The epicenter was located 59.3 km (36.8 miles) SSW of Kojonup (population 1 257), 119.5 km (74.3 miles) NW of Albany (population 33 650), and 279.8 km (173.9 miles) SSE of WA capital Perth (population 1 896 000).
The USGS received 168 "I felt it' reports by 12:00 UTC on September 17.
Officials said there were wall cracks at two homesteads in the Lake Muir region (near the epicenter), adding that there were no other initial reports of damage.
Senior Geoscience Australia seismologist Phil Cummins said it was an uncommonly large earthquake and the second quake to hit the region in a week, ABC reports. A 3.5-magnitude earthquake hit off the coast of Albany on September 12 and a 3.4-magnitude hit Walpole on September 13.
"The M5.7 quake occurred roughly between Walpole and Kojonup on the south coast and was felt all the way from Albany up to Perth," he said. "It is quite a large earthquake, it is large enough to cause damage but it's unlikely to have done so because it occurred in a relatively remote area."
"You would expect to get a 5.6 (magnitude) maybe once every couple of years throughout Australia," Cummins said.
Locals described the quake as short and very violent.
"We were having lunch when everything began violently shaking," one resident of Modalup, close to the epicenter, said. "It really felt like a bomb went off under your feet.
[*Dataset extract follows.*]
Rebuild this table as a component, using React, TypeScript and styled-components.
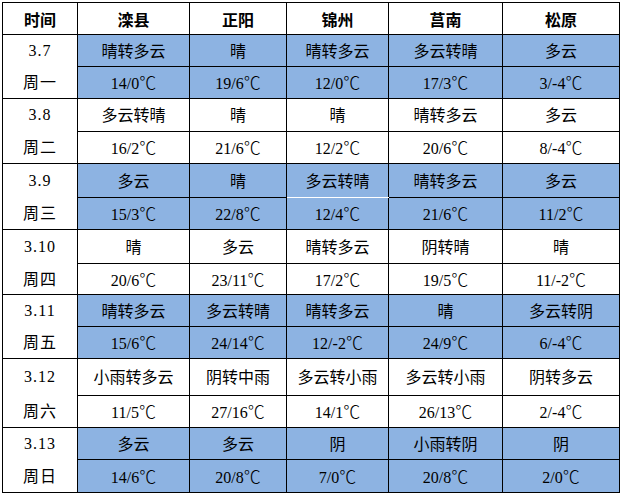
import React from 'react';
import styled, { createGlobalStyle } from 'styled-components';

const GlobalStyle = createGlobalStyle`
  html, body {
    margin: 0;
    padding: 0;
    background: #ffffff;
  }
`;

const BLUE = '#8db3e2';

const Page = styled.div`
  padding: 2px 0 0 2px;
`;

const Table = styled.table`
  border-collapse: collapse;
  table-layout: fixed;
  width: 618px;
  font-family: "Liberation Serif", "Noto Sans CJK SC", serif;
  font-size: 16px;
  color: #000;
`;

const HeadCell = styled.th`
  height: 31px;
  padding: 0;
  border: 1px solid #000;
  background: #fff;
  font-family: "Noto Sans CJK SC", sans-serif;
  font-weight: 700;
  font-size: 16px;
  text-align: center;
  vertical-align: middle;
`;

const DateCell = styled.td<{ $top?: boolean; $h: number }>`
  height: ${(p) => p.$h - 1}px;
  padding: 0;
  border: 1px solid #000;
  ${(p) => (p.$top ? 'border-bottom: hidden;' : 'border-top: hidden;')}
  background: #fff;
  text-align: center;
  vertical-align: middle;
  letter-spacing: 1px;
  line-height: 1;
`;

const Cell = styled.td<{ $blue?: boolean; $h: number; $lineColor?: string }>`
  height: ${(p) => p.$h - 1}px;
  padding: 0;
  border: 1px solid #000;
  ${(p) => (p.$lineColor ? `border-bottom-color: ${p.$lineColor};` : '')}
  background: ${(p) => (p.$blue ? BLUE : '#fff')};
  text-align: center;
  vertical-align: middle;
  line-height: 1;
  white-space: nowrap;
`;

const Weather = styled.span`
  font-family: "Noto Sans CJK SC", sans-serif;
  font-size: 16px;
`;

const Temp = styled.span`
  font-family: "Liberation Serif", "Noto Sans CJK SC", serif;
`;

const Degree = styled.span`
  font-family: "Noto Sans CJK SC", sans-serif;
  font-size: 17px;
  font-weight: 300;
`;

const widths = [75, 112, 97, 102, 114, 117];
const cities = ['滦县', '正阳', '锦州', '莒南', '松原'];

type Group = {
  date: string;
  day: string;
  blue: boolean;
  weather: string[];
  temps: string[];
  h: [number, number];
  whiteLine?: number;
};

const groups: Group[] = [
  {
    date: '3.7', day: '周一', blue: true,
    weather: ['晴转多云', '晴', '晴转多云', '多云转晴', '多云'],
    temps: ['14/0', '19/6', '12/0', '17/3', '3/-4'],
    h: [32, 32],
  },
  {
    date: '3.8', day: '周二', blue: false,
    weather: ['多云转晴', '晴', '晴', '晴转多云', '多云'],
    temps: ['16/2', '21/6', '12/2', '20/6', '8/-4'],
    h: [33, 32],
  },
  {
    date: '3.9', day: '周三', blue: true,
    weather: ['多云', '晴', '多云转晴', '晴转多云', '多云'],
    temps: ['15/3', '22/8', '12/4', '21/6', '11/2'],
    h: [34, 32],
    whiteLine: 2,
  },
  {
    date: '3.10', day: '周四', blue: false,
    weather: ['晴', '多云', '晴转多云', '阴转晴', '晴'],
    temps: ['20/6', '23/11', '17/2', '19/5', '11/-2'],
    h: [34, 31],
  },
  {
    date: '3.11', day: '周五', blue: true,
    weather: ['晴转多云', '多云转晴', '晴转多云', '晴', '多云转阴'],
    temps: ['15/6', '24/14', '12/-2', '24/9', '6/-4'],
    h: [32, 32],
  },
  {
    date: '3.12', day: '周六', blue: false,
    weather: ['小雨转多云', '阴转中雨', '多云转小雨', '多云转小雨', '阴转多云'],
    temps: ['11/5', '27/16', '14/1', '26/13', '2/-4'],
    h: [37, 32],
  },
  {
    date: '3.13', day: '周日', blue: true,
    weather: ['多云', '多云', '阴', '小雨转阴', '阴'],
    temps: ['14/6', '20/8', '7/0', '20/8', '2/0'],
    h: [32, 33],
  },
];

export default function App() {
  return (
    <>
      <GlobalStyle />
      <Page>
        <Table>
          <colgroup>
            {widths.map((w, i) => (
              <col key={i} style={{ width: w }} />
            ))}
          </colgroup>
          <thead>
            <tr>
              <HeadCell>时间</HeadCell>
              {cities.map((c) => (
                <HeadCell key={c}>{c}</HeadCell>
              ))}
            </tr>
          </thead>
          <tbody>
            {groups.map((g) => (
              <React.Fragment key={g.date}>
                <tr>
                  <DateCell $top $h={g.h[0]}>{g.date}</DateCell>
                  {g.weather.map((w, i) => (
                    <Cell
                      key={i}
                      $blue={g.blue}
                      $h={g.h[0]}
                      $lineColor={g.whiteLine === i ? '#fff' : undefined}
                    >
                      <Weather>{w}</Weather>
                    </Cell>
                  ))}
                </tr>
                <tr>
                  <DateCell $h={g.h[1]}>
                    <Weather>{g.day}</Weather>
                  </DateCell>
                  {g.temps.map((t, i) => (
                    <Cell key={i} $blue={g.blue} $h={g.h[1]}>
                      <Temp>{t}</Temp>
                      <Degree>℃</Degree>
                    </Cell>
                  ))}
                </tr>
              </React.Fragment>
            ))}
          </tbody>
        </Table>
      </Page>
    </>
  );
}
It just kept echoing through the ground for nearly 40 seconds, maybe up to a minute."
Others said they did not feel the quake but were rattled by a loud noise.
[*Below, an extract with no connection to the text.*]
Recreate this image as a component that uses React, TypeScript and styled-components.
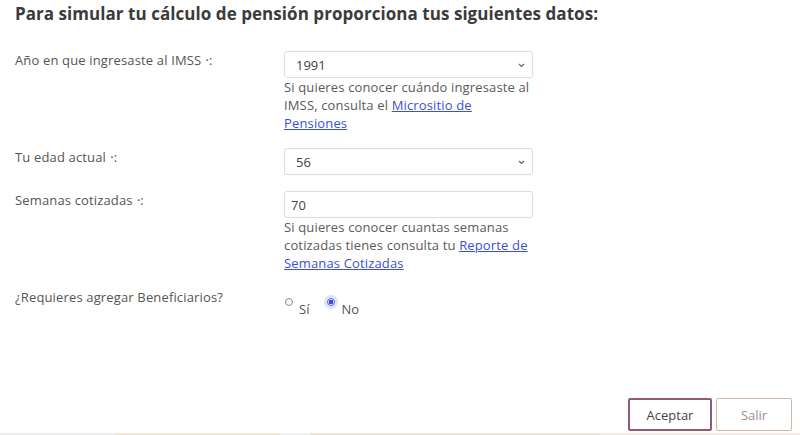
import React from "react";
import styled, { createGlobalStyle } from "styled-components";

const Global = createGlobalStyle`
  html, body { margin: 0; padding: 0; background: #fff; }
  body { font-family: "Open Sans", "Noto Sans", sans-serif; color: #4a4a4a; }
  * { box-sizing: border-box; }
`;

const Page = styled.div`
  width: 800px;
  height: 435px;
  display: flex;
  flex-direction: column;
  overflow: hidden;
`;

const Main = styled.div`
  flex: 1;
  padding: 3px 8px 0 15px;
  display: flex;
  flex-direction: column;
`;

const Title = styled.h1`
  margin: 0;
  font-size: 17px;
  line-height: 22px;
  font-weight: 700;
  color: #3b3b3b;
  letter-spacing: 0.05px;
`;

const Form = styled.div`
  margin-top: 26px;
  display: grid;
  grid-template-columns: 269px 249px;
  row-gap: 16px;
`;

const Label = styled.div`
  font-size: 13px;
  line-height: 18px;
  color: #555;
  letter-spacing: 0.15px;
`;

const Req = styled.span`
  color: #b03a5b;
  font-size: 8px;
  vertical-align: 2px;
  margin-left: 1px;
`;

const Field = styled.div`
  display: flex;
  flex-direction: column;
`;

const SelectWrap = styled.div`
  position: relative;
  height: 27px;
`;

const Select = styled.select`
  appearance: none;
  width: 100%;
  height: 27px;
  border: 1px solid #dcdcdc;
  border-radius: 3px;
  background: #fff;
  padding: 0 0 0 11px;
  font-family: inherit;
  font-size: 13px;
  color: #444;
  outline: none;
`;

const Chevron = styled.svg`
  position: absolute;
  right: 8px;
  top: 12px;
  pointer-events: none;
`;

const Input = styled.input`
  width: 100%;
  height: 27px;
  border: 1px solid #dcdcdc;
  border-radius: 3px;
  padding: 0 0 0 6px;
  font-family: inherit;
  font-size: 13px;
  color: #444;
  outline: none;
`;

const Help = styled.p`
  margin: 0;
  font-size: 13px;
  line-height: 18px;
  color: #5a5a5a;
  letter-spacing: 0.15px;
  white-space: nowrap;
  a { color: #3b4fd8; text-decoration: underline; }
`;

const Radios = styled.div`
  display: flex;
  gap: 18px;
  padding-top: 10px;
  padding-left: 1px;
`;

const RadioItem = styled.label`
  display: flex;
  align-items: flex-start;
  gap: 6px;
  font-size: 13px;
  color: #555;
`;

const Dot = styled.span<{ $on?: boolean }>`
  width: 8px;
  height: 8px;
  border-radius: 50%;
  border: 1px solid ${(p) => (p.$on ? "#4a5ce0" : "#8a8a8a")};
  background: ${(p) => (p.$on ? "radial-gradient(circle, #3d4fd6 0 2.2px, #fff 2.6px)" : "#fff")};
  box-shadow: ${(p) => (p.$on ? "0 0 0 3px rgba(90,110,240,0.2)" : "none")};
`;

const RadioText = styled.span`
  margin-top: 2px;
  line-height: 18px;
`;

const Actions = styled.div`
  margin-top: auto;
  display: flex;
  justify-content: flex-end;
  gap: 4px;
  padding: 0 0 2px 0;
`;

const Button = styled.button<{ $primary?: boolean }>`
  height: 33px;
  width: ${(p) => (p.$primary ? "84px" : "76px")};
  background: #fff;
  border: ${(p) => (p.$primary ? "2px solid #8e5a76" : "1px solid #cdbba8")};
  border-radius: 2px;
  font-family: inherit;
  font-size: 13px;
  color: ${(p) => (p.$primary ? "#4f4048" : "#9b8f8f")};
`;

const Footer = styled.div`
  height: 2px;
  display: flex;
`;

const Seg = styled.div<{ $w: number; $c: string }>`
  width: ${(p) => p.$w}px;
  background: ${(p) => p.$c};
`;

const Arrow = () => (
  <Chevron width="7" height="5" viewBox="0 0 7 5">
    <path d="M1 1 L3.5 3.5 L6 1" stroke="#666" strokeWidth="1.2" fill="none" />
  </Chevron>
);

export default function App() {
  return (
    <>
      <Global />
      <Page>
        <Main>
          <Title>Para simular tu cálculo de pensión proporciona tus siguientes datos:</Title>
          <Form>
            <Label>
              Año en que ingresaste al IMSS <Req>•</Req>:
            </Label>
            <Field>
              <SelectWrap>
                <Select defaultValue="1991">
                  <option>1991</option>
                </Select>
                <Arrow />
              </SelectWrap>
              <Help>
                Si quieres conocer cuándo ingresaste al
                <br />
                IMSS, consulta el <a href="#">Micrositio de</a>
                <br />
                <a href="#">Pensiones</a>
              </Help>
            </Field>

            <Label>
              Tu edad actual <Req>•</Req>:
            </Label>
            <Field>
              <SelectWrap>
                <Select defaultValue="56">
                  <option>56</option>
                </Select>
                <Arrow />
              </SelectWrap>
            </Field>

            <Label>
              Semanas cotizadas <Req>•</Req>:
            </Label>
            <Field>
              <Input defaultValue="70" />
              <Help>
                Si quieres conocer cuantas semanas
                <br />
                cotizadas tienes consulta tu <a href="#">Reporte de</a>
                <br />
                <a href="#">Semanas Cotizadas</a>
              </Help>
            </Field>

            <Label>¿Requieres agregar Beneficiarios?</Label>
            <Radios>
              <RadioItem>
                <Dot />
                <RadioText>Sí</RadioText>
              </RadioItem>
              <RadioItem>
                <Dot $on />
                <RadioText>No</RadioText>
              </RadioItem>
            </Radios>
          </Form>
          <Actions>
            <Button $primary>Aceptar</Button>
            <Button>Salir</Button>
          </Actions>
        </Main>
        <Footer>
          <Seg $w={115} $c="#eeeeee" />
          <Seg $w={165} $c="#efe6dc" />
          <Seg $w={30} $c="#f2f2f2" />
          <Seg $w={290} $c="#ebe4dc" />
          <Seg $w={200} $c="#f0ebe4" />
        </Footer>
      </Page>
    </>
  );
}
Geoscience Australia registered 2 aftershocks over the next 12 hours - M2.8 at 05:23 UTC and M2.6 at 07:07 UTC on September 16.
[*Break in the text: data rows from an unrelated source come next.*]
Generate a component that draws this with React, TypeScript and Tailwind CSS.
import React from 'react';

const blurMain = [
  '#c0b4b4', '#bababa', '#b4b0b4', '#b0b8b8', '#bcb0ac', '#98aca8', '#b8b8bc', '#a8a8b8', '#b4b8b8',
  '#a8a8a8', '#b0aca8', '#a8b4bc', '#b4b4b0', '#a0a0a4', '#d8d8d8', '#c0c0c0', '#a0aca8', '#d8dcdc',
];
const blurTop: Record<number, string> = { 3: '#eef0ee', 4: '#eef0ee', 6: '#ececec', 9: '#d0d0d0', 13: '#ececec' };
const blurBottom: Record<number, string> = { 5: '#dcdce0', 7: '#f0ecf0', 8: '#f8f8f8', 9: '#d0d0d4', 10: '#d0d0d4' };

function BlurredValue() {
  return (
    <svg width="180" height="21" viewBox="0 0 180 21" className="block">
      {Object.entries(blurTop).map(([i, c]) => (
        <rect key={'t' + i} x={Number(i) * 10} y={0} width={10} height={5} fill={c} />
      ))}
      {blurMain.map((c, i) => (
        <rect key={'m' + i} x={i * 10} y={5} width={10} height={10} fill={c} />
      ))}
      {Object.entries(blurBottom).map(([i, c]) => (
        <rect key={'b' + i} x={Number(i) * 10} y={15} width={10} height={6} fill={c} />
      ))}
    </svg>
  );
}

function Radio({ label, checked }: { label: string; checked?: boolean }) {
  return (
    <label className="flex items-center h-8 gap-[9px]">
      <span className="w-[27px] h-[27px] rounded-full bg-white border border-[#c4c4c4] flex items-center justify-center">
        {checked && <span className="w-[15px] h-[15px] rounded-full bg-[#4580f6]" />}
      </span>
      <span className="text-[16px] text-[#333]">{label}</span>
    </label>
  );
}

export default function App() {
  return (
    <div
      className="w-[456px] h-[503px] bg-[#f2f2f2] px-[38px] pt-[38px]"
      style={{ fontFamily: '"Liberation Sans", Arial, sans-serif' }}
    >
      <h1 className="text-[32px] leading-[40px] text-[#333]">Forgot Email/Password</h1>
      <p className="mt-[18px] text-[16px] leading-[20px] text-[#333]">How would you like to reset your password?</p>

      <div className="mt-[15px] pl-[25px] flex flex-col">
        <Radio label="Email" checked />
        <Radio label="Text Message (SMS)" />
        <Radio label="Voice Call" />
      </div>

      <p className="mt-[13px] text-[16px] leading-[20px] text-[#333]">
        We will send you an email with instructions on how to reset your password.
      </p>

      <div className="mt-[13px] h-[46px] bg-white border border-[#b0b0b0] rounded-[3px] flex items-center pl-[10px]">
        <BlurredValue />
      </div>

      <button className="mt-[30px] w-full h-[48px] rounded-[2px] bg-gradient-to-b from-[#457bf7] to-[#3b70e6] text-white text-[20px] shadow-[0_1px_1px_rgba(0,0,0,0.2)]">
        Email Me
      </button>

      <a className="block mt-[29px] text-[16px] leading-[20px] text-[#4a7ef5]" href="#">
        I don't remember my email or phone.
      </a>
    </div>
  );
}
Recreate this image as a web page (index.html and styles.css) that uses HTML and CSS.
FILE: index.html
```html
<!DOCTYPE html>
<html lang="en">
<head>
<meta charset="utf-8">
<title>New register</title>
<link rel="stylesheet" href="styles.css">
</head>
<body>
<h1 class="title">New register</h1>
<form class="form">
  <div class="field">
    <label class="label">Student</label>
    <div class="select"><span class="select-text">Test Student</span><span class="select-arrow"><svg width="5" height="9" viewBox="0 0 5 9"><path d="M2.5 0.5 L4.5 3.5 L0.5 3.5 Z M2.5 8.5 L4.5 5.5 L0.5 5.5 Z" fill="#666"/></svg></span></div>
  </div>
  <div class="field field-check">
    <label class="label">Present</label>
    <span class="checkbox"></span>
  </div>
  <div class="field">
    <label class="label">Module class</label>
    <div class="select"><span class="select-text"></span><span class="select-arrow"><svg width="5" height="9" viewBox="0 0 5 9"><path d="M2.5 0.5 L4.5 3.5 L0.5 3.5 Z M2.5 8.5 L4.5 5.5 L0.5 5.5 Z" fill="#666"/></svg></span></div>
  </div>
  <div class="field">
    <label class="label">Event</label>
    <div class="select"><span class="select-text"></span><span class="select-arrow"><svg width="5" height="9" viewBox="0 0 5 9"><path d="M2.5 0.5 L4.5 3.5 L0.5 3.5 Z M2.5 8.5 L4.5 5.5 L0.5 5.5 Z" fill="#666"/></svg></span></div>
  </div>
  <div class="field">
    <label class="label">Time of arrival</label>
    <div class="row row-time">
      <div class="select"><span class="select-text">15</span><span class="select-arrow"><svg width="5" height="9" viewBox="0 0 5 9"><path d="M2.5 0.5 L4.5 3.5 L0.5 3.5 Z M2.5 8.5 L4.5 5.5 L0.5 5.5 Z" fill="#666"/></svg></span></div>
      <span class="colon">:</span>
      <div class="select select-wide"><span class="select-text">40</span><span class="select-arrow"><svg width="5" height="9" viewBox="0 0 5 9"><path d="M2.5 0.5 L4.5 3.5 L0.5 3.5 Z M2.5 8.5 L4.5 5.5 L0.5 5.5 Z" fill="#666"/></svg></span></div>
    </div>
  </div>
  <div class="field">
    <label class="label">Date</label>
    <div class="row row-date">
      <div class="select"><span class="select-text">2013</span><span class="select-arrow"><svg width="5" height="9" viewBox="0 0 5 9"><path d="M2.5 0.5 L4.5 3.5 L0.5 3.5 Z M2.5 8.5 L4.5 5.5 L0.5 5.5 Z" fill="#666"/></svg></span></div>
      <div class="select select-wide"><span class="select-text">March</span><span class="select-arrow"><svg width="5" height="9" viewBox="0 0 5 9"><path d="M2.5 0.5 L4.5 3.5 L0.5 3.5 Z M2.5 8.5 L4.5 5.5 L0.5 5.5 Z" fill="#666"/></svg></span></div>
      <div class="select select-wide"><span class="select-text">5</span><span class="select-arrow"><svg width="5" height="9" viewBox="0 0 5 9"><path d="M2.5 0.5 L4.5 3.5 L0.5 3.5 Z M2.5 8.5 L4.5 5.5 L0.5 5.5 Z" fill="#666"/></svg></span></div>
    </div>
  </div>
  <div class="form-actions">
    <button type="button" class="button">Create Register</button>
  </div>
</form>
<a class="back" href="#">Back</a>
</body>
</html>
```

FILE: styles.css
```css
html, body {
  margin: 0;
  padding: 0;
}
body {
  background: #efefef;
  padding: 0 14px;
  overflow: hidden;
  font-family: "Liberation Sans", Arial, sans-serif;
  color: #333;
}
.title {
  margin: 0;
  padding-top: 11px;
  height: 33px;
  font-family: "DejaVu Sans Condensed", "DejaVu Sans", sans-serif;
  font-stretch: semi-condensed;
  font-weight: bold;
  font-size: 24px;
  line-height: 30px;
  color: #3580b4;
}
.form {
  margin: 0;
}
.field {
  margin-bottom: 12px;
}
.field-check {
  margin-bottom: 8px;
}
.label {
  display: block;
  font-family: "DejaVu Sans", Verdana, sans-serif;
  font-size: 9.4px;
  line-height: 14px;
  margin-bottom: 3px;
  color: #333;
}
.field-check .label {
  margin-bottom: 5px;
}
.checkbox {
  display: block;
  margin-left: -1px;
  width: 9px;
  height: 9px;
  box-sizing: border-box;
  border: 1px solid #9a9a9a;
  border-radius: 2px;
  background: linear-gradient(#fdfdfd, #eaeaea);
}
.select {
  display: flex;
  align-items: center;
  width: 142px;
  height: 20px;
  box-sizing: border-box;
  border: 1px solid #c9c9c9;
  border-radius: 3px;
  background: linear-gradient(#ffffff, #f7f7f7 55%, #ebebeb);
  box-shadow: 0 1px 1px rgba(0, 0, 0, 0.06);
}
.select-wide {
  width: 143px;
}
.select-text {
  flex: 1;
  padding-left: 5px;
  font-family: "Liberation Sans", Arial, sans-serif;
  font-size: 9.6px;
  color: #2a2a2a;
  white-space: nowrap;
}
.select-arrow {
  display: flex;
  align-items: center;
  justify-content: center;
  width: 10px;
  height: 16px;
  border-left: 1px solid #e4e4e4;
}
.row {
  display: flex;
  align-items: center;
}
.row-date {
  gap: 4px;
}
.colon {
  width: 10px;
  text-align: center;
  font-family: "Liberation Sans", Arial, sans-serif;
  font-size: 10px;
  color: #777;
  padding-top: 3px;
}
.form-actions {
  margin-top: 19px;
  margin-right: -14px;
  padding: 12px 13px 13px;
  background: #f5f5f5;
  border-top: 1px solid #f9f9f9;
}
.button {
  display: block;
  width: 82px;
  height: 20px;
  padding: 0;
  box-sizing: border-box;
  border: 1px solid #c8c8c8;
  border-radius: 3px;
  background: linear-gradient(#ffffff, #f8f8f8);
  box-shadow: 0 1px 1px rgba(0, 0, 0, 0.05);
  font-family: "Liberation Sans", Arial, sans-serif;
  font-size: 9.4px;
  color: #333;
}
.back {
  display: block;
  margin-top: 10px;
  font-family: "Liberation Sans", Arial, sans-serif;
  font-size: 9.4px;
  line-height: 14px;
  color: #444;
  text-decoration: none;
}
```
The strongest quake in Australia is M6.6 of January 22, 1988 with the epicenter near Tennant Creek, Northern Territory. There were no injuries reported but the quake warped the natural gas pipeline and opened a 35 km (21.7 miles) long fault scarp, with a step of 2 m (6.6 feet).
The largest quake in Western Australia is M6.3 of April 29, 1941. It is still Australia's fifth-largest quake.
The second-most damaging earthquake in WA's recorded history is M6.1 of June 2, 1979. It injured one person and damaged 25 buildings in Cadoux, about 165 km (102 miles) NE of Perth. This quake opened a 15 km (9.3 miles) long fault.
Only about 12 earthquakes in Australia’s modern history have caused the ground to rupture.